Wales Co-operative Centre joins digital exclusion campaign

The Centre is already delivering a programme for the Welsh government to drive digital inclusion in the health service

Wales Co-operative Centre has joined up with 40 other organisations across the public, private and third sector to call for an end to digital exclusion in Wales.

The Digital Inclusion Alliance for Wales (DIAW) also includes BT, Dŵr Cymru, Citizens Advice Bureau, Disability Wales, Older People’s Commissioner and Public Health Wales. Today (18 March) it published an agenda for digital inclusion which sets out five priorities for the Welsh government.

DIAW wants policymakers to:

  1. Embed digital inclusion across all sectors
  2. Mainstream digital inclusion in health and social care
  3. Address data poverty as a key issue
  4. Prioritise digital skills in the post-Covid economy
  5. Set a new minimum digital living standard

The National Survey for Wales found that 90% of adults (16 and over) personally use the internet in 2019/20 – up from 77% in 2012/13. But Prof Hamish Laing, chair of the DIAW, warns this still falls short of where Wales needs to be as a digitally inclusive nation.

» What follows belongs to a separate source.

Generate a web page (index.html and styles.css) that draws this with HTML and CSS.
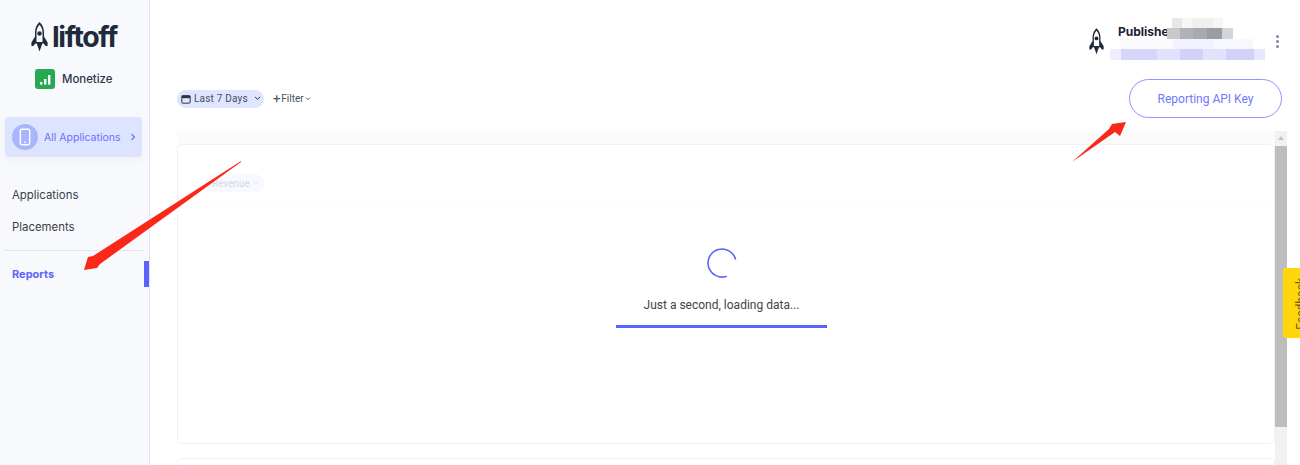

He said: “Covid-19 has shone a bright light on the country’s digital inequalities. Many children and young people have been unable to access learning online, patients have been unable to take part in video consultations, relatives have been unable to connect with loved ones isolated in hospital or care homes…the list goes on.

“Addressing digital exclusion is essential for a just and equal society and it requires sustained intervention, resourcing, and prioritising. Those ‘left behind’ are at risk of falling further behind if we do not tackle the stubborn levels of digital exclusion that persist. A great deal has already been achieved by Welsh government and other local digital inclusion initiatives in Wales but there is still more work to be done.”

Digital Communities Wales is a Welsh government-funded programme delivered by the Wales Co-operative Centre in partnership with the Good Things Foundation and Swansea University. Since 2019 it has been working with all seven health boards in Wales to tackle digital exclusion. The support ranges from practical digital training for health professionals, to strategic support to help senior health executives integrate digital inclusion into their public-facing services.

Jocelle Lovell, director of inclusive communities at Wales Co-operative Centre and member of DIAW, said: “The rapid growth in digital technologies brings amazing opportunities for people to become more active partners in their own care. But there is also a serious risk that people who are digitally excluded get left behind.

“Without access to the internet, it can be difficult to find information, get answers to questions, and verify what is being reported. Internet access and basic digital skills also brings wider benefits that have been particularly important for many older people during the pandemic, such as helping them to stay connected with family and friends and access useful online services including the delivery of food or medication.

“We must ensure that each person in the Welsh and social care workforce, including those who are unemployed and seeking work in these difficult circumstances, is given the necessary training to develop the digital skills needed to participate safely and effectively in the post-Covid digital economy.”

BT has already invested in a range of initiatives and campaigns to tackle digital exclusion across Wales, including the Skills for Tomorrow programme. Nick Speed, BT Group’s director in Wales, said: “We look forward to continuing our work with DIAW and other partners to highlight and address the barriers facing connectivity and digital skills in Wales.”